[Start]

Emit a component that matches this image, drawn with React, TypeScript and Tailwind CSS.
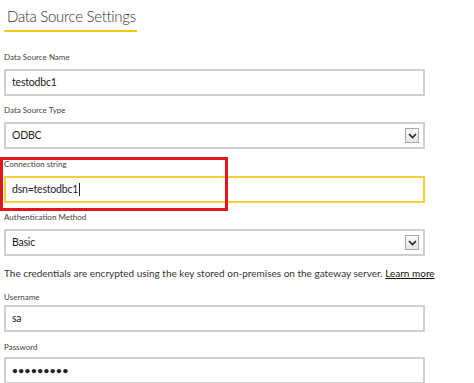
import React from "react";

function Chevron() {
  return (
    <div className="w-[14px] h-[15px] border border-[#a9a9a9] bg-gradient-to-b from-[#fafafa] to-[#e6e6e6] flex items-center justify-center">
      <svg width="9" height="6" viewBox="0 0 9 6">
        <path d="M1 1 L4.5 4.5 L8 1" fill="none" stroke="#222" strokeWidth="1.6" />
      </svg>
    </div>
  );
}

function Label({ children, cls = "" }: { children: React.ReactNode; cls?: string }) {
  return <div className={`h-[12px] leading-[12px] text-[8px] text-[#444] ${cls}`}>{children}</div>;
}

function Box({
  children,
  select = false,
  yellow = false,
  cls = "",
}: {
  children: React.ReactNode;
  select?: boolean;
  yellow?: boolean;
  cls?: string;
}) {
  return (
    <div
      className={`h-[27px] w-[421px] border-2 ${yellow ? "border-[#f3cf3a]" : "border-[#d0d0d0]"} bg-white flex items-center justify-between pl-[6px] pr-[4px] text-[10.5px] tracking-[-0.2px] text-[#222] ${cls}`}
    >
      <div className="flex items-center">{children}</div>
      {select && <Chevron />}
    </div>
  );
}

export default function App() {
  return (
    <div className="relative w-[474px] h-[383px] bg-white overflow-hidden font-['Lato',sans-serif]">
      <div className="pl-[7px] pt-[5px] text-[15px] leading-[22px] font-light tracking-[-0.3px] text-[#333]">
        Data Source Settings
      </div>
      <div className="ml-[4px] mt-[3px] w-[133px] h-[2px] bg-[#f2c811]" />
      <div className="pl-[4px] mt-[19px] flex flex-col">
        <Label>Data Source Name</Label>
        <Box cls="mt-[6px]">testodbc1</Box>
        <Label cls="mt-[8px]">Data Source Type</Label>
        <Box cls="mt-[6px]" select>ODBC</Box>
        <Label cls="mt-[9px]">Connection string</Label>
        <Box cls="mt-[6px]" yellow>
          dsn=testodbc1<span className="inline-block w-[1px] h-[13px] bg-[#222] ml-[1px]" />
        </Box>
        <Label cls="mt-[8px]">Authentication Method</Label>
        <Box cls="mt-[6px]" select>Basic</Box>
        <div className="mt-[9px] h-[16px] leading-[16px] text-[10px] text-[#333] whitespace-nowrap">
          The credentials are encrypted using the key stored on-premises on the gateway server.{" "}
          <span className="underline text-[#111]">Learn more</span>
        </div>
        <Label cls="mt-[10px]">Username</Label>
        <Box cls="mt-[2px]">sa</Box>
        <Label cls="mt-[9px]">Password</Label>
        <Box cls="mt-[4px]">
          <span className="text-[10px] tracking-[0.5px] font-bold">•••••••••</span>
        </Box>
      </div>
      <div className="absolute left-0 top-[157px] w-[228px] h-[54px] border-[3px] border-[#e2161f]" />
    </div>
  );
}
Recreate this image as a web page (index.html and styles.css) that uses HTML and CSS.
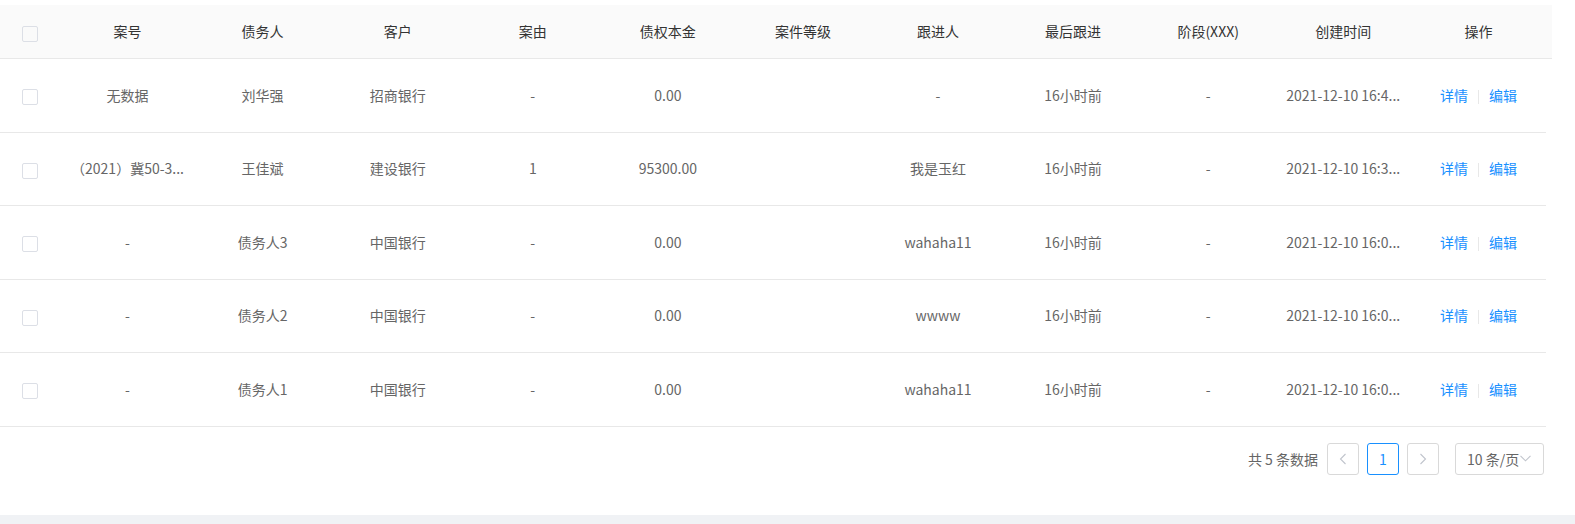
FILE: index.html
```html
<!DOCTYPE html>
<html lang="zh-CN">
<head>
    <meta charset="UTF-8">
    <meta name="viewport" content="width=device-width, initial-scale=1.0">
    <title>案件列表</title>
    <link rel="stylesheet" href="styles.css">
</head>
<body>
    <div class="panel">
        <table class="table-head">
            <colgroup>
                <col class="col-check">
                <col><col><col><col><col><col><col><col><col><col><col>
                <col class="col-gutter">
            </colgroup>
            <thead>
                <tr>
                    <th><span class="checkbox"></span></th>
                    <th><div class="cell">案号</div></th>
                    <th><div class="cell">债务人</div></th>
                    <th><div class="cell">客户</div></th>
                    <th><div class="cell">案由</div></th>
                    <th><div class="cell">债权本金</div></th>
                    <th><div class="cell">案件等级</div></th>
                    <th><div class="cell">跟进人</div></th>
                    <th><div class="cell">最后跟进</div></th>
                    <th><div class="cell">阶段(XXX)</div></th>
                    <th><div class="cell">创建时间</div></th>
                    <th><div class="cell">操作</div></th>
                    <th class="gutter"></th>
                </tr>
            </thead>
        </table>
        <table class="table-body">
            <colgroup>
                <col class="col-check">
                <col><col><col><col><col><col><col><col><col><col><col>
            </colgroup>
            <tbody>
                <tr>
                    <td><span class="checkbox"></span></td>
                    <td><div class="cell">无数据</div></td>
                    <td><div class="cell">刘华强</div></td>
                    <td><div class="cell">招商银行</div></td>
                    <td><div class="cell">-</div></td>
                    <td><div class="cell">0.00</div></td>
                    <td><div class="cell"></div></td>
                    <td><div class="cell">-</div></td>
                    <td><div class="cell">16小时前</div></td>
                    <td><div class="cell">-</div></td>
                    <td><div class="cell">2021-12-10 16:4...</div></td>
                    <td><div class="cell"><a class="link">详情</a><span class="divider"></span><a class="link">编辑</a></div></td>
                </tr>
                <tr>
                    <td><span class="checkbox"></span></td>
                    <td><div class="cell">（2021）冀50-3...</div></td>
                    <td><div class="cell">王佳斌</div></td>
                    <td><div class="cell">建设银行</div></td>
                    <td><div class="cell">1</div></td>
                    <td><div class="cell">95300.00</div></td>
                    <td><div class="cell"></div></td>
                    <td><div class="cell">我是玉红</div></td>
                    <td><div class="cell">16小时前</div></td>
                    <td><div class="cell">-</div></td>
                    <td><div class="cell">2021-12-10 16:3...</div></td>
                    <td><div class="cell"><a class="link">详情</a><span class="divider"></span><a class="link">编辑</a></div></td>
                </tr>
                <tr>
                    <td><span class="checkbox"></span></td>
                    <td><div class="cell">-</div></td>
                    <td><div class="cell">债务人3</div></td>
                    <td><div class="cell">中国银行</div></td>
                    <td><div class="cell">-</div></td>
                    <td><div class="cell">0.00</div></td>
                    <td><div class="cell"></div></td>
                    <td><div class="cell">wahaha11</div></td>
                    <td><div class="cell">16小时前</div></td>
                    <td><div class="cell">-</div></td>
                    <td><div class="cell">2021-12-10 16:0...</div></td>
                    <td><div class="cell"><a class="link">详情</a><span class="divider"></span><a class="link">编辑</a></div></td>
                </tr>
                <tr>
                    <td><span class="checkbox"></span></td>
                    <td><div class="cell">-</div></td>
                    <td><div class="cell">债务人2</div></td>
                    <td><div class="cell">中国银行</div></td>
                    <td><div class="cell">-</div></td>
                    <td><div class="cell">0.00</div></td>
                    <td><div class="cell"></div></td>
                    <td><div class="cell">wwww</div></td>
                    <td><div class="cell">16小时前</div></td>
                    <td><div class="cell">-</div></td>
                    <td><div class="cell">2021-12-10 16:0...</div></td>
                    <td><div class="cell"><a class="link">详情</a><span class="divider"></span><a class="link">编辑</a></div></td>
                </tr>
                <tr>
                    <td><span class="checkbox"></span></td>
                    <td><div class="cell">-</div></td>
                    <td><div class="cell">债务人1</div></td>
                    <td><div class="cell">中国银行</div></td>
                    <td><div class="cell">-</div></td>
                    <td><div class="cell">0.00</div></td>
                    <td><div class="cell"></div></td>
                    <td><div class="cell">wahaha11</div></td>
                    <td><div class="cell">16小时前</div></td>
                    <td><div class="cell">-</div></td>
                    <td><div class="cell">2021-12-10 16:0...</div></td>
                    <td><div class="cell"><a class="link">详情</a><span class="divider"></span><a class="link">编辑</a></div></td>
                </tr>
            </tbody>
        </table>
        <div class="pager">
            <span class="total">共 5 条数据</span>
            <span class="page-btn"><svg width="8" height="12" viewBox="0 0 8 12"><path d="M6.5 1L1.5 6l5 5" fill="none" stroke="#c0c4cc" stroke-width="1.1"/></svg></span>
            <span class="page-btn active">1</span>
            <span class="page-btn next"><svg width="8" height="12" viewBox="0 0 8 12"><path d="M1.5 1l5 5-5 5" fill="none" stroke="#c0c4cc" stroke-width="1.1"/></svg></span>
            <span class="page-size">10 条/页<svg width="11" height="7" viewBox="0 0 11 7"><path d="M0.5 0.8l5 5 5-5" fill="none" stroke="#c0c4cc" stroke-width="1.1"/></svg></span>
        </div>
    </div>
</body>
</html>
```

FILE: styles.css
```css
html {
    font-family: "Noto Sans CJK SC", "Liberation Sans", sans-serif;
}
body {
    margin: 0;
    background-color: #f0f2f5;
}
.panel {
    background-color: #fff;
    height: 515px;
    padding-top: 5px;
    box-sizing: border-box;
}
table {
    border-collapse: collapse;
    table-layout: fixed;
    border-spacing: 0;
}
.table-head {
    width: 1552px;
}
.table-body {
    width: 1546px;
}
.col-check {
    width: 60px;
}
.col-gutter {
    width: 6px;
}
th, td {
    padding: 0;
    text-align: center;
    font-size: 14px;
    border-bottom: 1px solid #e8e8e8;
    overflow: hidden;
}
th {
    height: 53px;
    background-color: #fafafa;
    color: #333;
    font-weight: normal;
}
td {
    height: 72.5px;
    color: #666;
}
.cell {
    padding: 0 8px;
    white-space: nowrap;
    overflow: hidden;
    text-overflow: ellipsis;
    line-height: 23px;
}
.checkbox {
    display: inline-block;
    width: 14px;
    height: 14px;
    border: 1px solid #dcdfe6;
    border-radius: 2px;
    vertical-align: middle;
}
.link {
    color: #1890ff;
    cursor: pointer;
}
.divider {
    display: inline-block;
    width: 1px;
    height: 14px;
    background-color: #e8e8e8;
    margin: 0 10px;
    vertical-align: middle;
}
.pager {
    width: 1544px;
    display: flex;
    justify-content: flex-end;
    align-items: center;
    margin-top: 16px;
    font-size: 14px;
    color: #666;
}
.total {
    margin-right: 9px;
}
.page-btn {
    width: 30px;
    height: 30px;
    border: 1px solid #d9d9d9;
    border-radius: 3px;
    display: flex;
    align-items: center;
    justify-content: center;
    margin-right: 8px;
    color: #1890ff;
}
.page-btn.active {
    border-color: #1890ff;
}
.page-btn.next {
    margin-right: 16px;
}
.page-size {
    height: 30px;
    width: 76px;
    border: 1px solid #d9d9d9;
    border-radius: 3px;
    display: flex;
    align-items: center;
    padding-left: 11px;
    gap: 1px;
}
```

[End]

* **SET EXERCISE**
Repeat, exactly and in full, each line from the start of the data to the line that contains "import React from". Pictures do not go in.

* **RESPONSE TO THIS EXERCISE**
Emit a component that matches this image, drawn with React, TypeScript and Tailwind CSS.
import React from "react";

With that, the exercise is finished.